■ Your task:
Pick out all lines in the listing holding the string "page" and copy them.

Stored dataset items:
::::::::

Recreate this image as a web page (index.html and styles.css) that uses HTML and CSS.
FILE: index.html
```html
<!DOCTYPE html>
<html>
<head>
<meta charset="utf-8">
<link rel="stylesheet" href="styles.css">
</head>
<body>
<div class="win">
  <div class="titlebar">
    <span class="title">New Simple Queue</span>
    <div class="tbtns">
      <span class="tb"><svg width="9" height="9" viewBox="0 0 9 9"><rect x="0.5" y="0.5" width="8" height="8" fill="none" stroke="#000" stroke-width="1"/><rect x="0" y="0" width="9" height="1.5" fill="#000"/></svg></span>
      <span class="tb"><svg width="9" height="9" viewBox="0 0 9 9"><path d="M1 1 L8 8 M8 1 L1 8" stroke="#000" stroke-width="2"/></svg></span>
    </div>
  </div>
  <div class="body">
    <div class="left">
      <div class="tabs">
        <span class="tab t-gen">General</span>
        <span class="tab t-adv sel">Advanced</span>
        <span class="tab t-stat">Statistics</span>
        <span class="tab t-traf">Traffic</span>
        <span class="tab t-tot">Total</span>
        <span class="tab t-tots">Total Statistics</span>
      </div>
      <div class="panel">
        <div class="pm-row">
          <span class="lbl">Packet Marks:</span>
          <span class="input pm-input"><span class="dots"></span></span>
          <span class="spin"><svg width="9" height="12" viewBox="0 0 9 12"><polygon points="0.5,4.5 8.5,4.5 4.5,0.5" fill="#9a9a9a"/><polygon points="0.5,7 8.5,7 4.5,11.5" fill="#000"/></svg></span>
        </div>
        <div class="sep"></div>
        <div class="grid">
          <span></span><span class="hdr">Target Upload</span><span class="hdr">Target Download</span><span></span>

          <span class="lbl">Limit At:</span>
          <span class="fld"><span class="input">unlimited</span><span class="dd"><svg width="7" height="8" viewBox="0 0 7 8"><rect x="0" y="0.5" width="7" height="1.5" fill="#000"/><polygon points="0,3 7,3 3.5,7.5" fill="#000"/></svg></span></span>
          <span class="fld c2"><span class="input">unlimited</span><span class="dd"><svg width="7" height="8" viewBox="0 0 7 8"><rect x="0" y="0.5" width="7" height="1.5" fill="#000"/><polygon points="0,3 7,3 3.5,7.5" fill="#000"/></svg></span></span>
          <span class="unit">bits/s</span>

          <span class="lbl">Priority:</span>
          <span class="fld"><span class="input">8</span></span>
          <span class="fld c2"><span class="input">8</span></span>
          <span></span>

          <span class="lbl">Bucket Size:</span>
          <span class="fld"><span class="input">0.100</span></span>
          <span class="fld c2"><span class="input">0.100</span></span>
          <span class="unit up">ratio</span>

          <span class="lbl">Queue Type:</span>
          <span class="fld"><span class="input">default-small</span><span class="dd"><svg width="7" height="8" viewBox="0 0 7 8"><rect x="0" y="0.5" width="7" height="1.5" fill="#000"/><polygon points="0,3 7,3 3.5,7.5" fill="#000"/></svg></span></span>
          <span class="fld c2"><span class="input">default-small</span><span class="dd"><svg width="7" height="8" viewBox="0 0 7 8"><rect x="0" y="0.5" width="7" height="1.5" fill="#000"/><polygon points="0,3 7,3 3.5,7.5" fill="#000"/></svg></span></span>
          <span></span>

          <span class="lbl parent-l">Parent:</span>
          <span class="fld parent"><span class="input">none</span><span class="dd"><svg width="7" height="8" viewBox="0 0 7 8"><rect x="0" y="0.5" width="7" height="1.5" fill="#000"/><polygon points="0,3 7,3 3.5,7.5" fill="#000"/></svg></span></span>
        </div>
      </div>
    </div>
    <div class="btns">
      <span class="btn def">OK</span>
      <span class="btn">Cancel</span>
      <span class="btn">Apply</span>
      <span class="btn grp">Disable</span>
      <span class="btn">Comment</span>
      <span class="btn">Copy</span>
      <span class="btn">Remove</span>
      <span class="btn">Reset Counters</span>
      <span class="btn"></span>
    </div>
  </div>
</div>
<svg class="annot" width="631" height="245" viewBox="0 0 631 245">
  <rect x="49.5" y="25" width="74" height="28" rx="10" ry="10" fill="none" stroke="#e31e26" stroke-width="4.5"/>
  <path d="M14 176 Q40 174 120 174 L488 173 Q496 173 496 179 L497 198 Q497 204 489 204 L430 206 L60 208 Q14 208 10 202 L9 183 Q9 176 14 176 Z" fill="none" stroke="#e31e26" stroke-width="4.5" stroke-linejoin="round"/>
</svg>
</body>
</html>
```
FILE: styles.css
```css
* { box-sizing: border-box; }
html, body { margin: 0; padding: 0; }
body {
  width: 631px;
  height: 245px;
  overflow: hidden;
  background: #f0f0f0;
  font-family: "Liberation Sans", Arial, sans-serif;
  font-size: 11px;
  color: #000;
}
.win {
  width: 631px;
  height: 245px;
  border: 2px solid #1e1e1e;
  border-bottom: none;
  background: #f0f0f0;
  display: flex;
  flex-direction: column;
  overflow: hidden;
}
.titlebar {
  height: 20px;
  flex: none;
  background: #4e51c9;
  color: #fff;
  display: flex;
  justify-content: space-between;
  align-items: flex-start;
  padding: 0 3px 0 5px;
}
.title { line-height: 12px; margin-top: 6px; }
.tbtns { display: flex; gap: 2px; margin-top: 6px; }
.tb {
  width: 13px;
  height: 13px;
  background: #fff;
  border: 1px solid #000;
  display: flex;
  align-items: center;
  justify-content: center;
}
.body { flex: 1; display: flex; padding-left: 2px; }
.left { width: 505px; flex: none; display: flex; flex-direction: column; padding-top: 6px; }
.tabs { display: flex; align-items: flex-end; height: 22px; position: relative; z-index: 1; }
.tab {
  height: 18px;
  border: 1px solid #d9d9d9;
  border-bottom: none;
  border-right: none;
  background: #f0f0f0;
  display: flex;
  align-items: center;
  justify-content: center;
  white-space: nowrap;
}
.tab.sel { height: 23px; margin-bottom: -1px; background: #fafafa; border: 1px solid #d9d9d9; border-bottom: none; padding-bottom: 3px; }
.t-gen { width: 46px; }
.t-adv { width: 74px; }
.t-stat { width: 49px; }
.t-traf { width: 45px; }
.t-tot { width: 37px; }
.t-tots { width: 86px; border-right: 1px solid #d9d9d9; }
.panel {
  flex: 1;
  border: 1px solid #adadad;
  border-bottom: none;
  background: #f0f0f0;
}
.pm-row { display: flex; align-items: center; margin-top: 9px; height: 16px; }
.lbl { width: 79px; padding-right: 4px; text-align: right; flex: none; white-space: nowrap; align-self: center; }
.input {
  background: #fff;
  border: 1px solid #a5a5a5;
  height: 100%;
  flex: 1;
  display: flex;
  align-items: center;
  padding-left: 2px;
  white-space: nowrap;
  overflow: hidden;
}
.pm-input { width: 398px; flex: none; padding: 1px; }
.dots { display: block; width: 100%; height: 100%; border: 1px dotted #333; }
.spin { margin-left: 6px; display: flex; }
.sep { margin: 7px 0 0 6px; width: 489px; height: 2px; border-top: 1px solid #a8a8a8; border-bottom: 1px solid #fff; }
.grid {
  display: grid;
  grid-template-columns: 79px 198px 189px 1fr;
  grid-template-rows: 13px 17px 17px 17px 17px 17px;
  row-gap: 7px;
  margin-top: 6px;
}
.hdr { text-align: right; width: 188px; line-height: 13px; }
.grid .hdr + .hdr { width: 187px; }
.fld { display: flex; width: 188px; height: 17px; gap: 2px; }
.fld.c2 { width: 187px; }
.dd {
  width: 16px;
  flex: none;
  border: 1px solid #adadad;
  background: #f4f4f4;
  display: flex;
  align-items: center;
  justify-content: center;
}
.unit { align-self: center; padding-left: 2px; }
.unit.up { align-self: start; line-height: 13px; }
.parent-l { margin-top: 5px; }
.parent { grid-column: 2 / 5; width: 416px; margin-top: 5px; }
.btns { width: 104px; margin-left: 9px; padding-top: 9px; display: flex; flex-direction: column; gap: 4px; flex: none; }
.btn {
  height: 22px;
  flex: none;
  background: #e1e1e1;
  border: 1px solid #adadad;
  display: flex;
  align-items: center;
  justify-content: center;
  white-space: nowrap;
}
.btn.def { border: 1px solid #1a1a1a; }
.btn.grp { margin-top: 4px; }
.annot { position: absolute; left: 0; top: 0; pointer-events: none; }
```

::::::::

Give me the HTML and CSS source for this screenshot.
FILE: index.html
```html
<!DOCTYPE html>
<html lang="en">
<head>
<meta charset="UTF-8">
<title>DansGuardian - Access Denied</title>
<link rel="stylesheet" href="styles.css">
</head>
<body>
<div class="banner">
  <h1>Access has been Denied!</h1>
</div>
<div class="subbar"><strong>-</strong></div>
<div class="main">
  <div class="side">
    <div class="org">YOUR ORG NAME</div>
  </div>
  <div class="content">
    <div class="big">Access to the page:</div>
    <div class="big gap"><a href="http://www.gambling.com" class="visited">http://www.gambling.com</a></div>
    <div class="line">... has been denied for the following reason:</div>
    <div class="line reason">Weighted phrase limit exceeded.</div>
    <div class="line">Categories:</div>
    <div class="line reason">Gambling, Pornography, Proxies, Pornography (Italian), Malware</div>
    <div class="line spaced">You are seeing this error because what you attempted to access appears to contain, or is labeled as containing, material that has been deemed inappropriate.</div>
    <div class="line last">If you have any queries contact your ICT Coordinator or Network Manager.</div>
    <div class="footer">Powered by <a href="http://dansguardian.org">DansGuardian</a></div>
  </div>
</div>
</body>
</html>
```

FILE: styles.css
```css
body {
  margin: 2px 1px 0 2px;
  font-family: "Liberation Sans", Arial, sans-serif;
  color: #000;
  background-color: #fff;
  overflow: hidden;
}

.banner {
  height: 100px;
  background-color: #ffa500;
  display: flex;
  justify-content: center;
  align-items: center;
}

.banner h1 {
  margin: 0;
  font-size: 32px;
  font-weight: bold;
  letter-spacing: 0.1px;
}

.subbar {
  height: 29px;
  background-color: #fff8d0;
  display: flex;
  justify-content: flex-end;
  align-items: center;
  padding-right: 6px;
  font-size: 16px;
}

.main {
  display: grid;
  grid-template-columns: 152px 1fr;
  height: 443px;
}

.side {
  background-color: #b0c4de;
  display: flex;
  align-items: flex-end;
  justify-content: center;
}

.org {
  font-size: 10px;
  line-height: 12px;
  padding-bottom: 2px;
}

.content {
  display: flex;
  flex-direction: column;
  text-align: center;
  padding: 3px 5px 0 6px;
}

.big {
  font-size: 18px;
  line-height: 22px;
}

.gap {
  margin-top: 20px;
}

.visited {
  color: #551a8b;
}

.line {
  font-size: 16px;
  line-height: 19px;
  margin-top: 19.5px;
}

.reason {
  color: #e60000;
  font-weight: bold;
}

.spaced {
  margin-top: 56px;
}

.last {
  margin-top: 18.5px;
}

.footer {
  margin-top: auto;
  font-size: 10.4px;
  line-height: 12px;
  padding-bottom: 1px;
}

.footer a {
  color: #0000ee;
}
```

::::::::

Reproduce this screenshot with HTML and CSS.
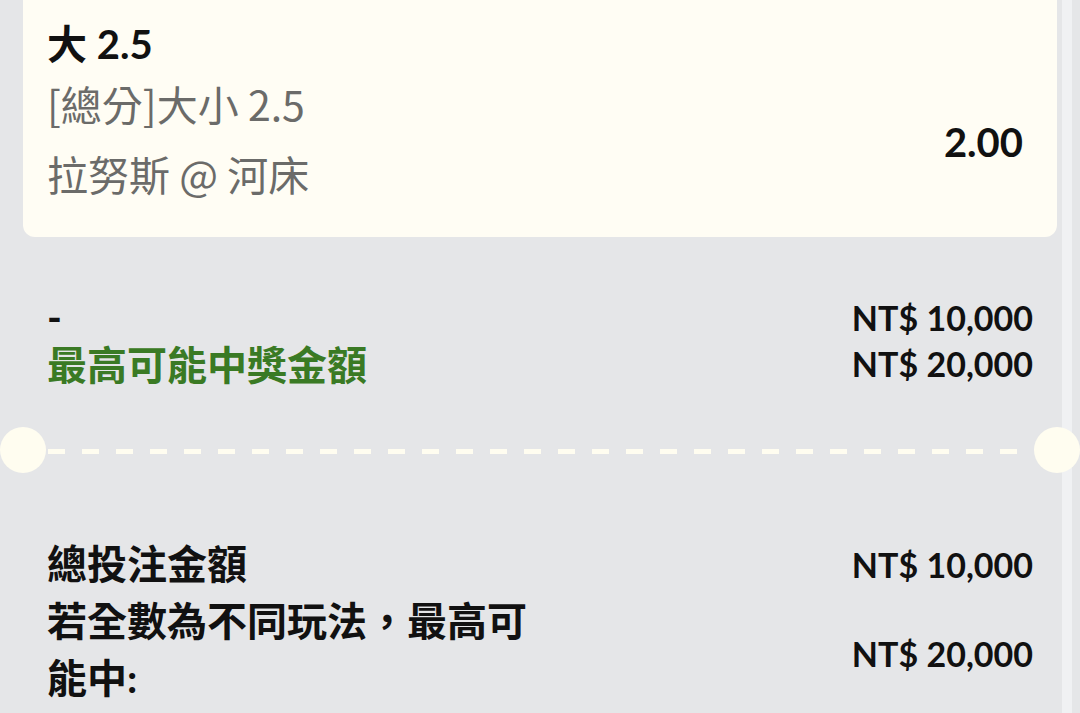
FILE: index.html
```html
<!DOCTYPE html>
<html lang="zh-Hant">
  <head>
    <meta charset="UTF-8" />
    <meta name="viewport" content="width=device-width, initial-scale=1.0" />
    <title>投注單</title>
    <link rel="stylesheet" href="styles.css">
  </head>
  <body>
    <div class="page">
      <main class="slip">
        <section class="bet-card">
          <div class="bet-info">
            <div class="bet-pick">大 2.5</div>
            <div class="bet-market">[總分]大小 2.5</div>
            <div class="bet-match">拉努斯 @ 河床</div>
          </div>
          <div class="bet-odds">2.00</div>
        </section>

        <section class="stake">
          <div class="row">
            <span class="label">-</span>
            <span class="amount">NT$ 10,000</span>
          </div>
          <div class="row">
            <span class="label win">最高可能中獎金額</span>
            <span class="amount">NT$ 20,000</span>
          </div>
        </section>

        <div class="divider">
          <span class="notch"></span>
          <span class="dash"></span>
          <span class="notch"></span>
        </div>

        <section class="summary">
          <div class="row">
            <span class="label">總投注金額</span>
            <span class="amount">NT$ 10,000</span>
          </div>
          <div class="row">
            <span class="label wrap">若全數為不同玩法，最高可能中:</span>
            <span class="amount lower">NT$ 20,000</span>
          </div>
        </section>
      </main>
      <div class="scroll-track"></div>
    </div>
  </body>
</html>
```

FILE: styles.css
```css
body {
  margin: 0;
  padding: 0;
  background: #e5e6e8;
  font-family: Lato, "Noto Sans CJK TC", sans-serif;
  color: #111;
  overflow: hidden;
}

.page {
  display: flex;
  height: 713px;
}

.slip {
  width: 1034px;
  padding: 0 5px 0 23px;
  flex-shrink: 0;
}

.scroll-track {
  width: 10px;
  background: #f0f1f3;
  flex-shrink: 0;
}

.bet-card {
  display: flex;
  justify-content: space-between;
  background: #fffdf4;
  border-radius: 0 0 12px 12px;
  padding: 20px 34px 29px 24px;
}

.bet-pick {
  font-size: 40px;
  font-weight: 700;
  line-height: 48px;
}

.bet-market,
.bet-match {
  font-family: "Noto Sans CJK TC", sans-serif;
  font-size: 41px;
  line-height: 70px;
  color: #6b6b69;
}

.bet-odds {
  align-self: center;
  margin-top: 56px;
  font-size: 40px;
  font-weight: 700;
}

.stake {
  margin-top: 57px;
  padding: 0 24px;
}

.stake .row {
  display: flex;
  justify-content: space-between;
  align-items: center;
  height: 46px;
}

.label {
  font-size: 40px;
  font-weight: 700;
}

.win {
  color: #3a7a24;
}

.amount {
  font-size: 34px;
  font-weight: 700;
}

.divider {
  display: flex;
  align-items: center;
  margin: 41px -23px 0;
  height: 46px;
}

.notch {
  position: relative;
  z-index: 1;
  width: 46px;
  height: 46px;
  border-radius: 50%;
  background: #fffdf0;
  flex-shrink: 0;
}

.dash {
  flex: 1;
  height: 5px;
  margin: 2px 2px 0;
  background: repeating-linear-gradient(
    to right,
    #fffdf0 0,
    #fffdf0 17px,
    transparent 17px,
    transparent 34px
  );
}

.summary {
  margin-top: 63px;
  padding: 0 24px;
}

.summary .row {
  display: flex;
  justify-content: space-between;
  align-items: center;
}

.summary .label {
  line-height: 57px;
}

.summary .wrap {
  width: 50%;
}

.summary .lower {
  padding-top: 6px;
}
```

::::::::

■ Answer to this problem:
Recreate this image as a web page (index.html and styles.css) that uses HTML and CSS.
    <div class="big">Access to the page:</div>
    <div class="page">
.page {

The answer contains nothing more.